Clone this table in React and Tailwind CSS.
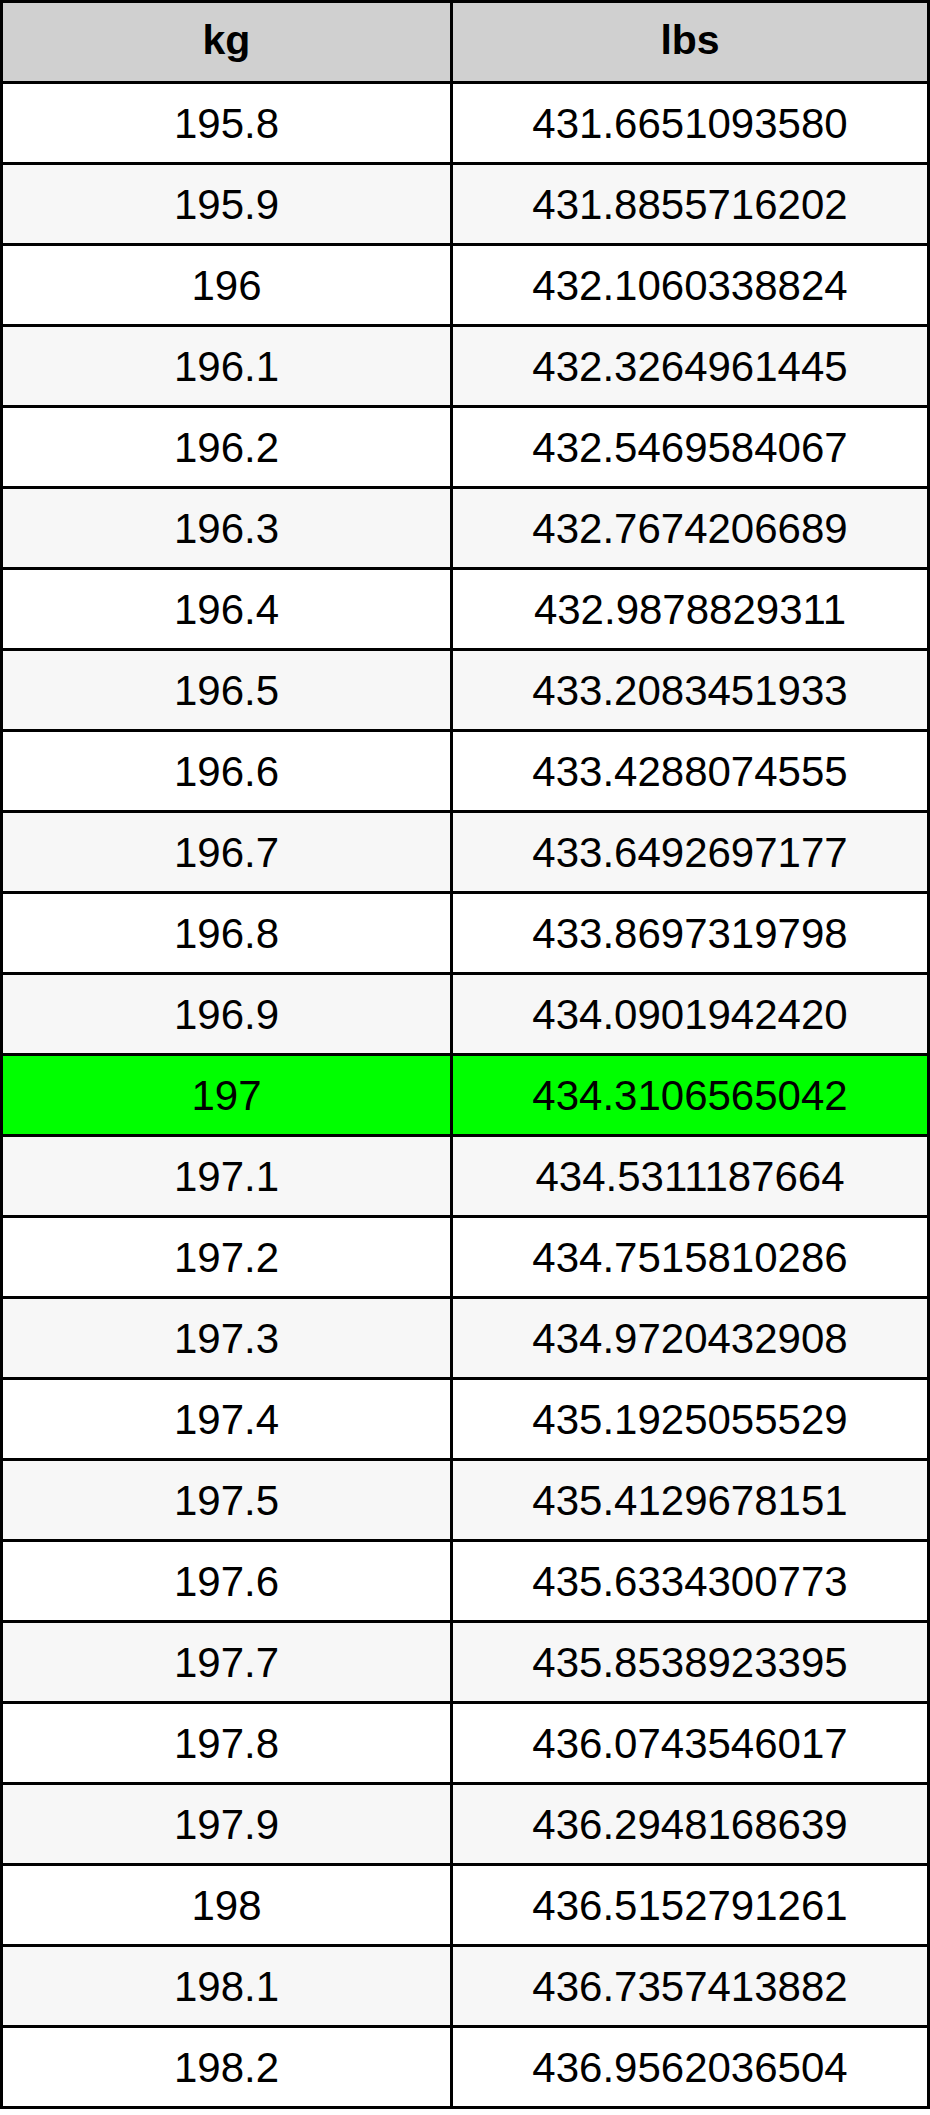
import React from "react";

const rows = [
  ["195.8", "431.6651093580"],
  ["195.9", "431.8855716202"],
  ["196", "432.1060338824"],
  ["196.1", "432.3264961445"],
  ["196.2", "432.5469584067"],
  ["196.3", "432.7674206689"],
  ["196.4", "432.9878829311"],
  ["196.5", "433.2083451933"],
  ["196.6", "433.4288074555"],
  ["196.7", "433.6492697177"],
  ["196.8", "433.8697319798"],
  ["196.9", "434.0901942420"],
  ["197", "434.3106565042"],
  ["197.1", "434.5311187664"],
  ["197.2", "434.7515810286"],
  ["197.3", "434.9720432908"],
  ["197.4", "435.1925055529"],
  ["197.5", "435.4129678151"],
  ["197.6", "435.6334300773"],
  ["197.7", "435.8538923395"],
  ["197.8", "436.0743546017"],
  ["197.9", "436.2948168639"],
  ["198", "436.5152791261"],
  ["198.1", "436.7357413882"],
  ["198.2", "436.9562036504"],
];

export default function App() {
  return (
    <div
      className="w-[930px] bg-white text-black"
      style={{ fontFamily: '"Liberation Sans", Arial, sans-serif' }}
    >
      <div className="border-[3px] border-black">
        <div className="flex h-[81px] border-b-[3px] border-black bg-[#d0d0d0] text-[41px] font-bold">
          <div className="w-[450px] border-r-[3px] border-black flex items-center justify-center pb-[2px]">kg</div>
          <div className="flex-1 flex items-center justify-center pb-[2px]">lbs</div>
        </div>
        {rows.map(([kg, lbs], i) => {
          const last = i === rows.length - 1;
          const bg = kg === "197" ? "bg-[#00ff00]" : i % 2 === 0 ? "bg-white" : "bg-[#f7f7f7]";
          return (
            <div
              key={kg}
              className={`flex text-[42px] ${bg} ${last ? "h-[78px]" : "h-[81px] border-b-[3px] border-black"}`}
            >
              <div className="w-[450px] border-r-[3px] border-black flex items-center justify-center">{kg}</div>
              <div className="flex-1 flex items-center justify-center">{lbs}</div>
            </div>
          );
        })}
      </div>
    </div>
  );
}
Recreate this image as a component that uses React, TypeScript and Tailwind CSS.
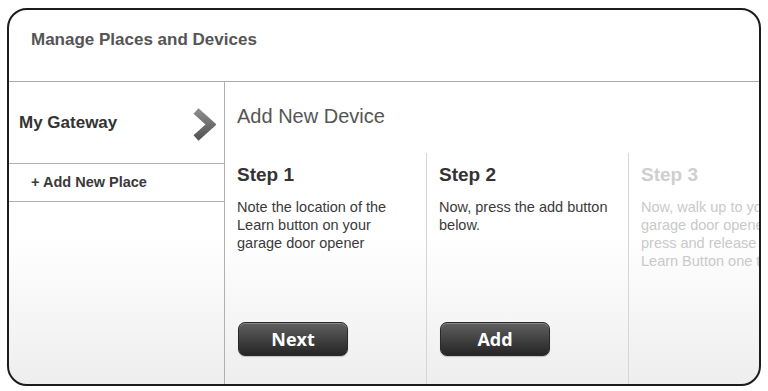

========================================================================

§ **Direction**: Write out exactly the opening lines of the data, stopping after the line that holds "import React from". Exclude pictures.

§ **Answer to the task**:
Clone this table in React and Tailwind CSS.
import React from "react";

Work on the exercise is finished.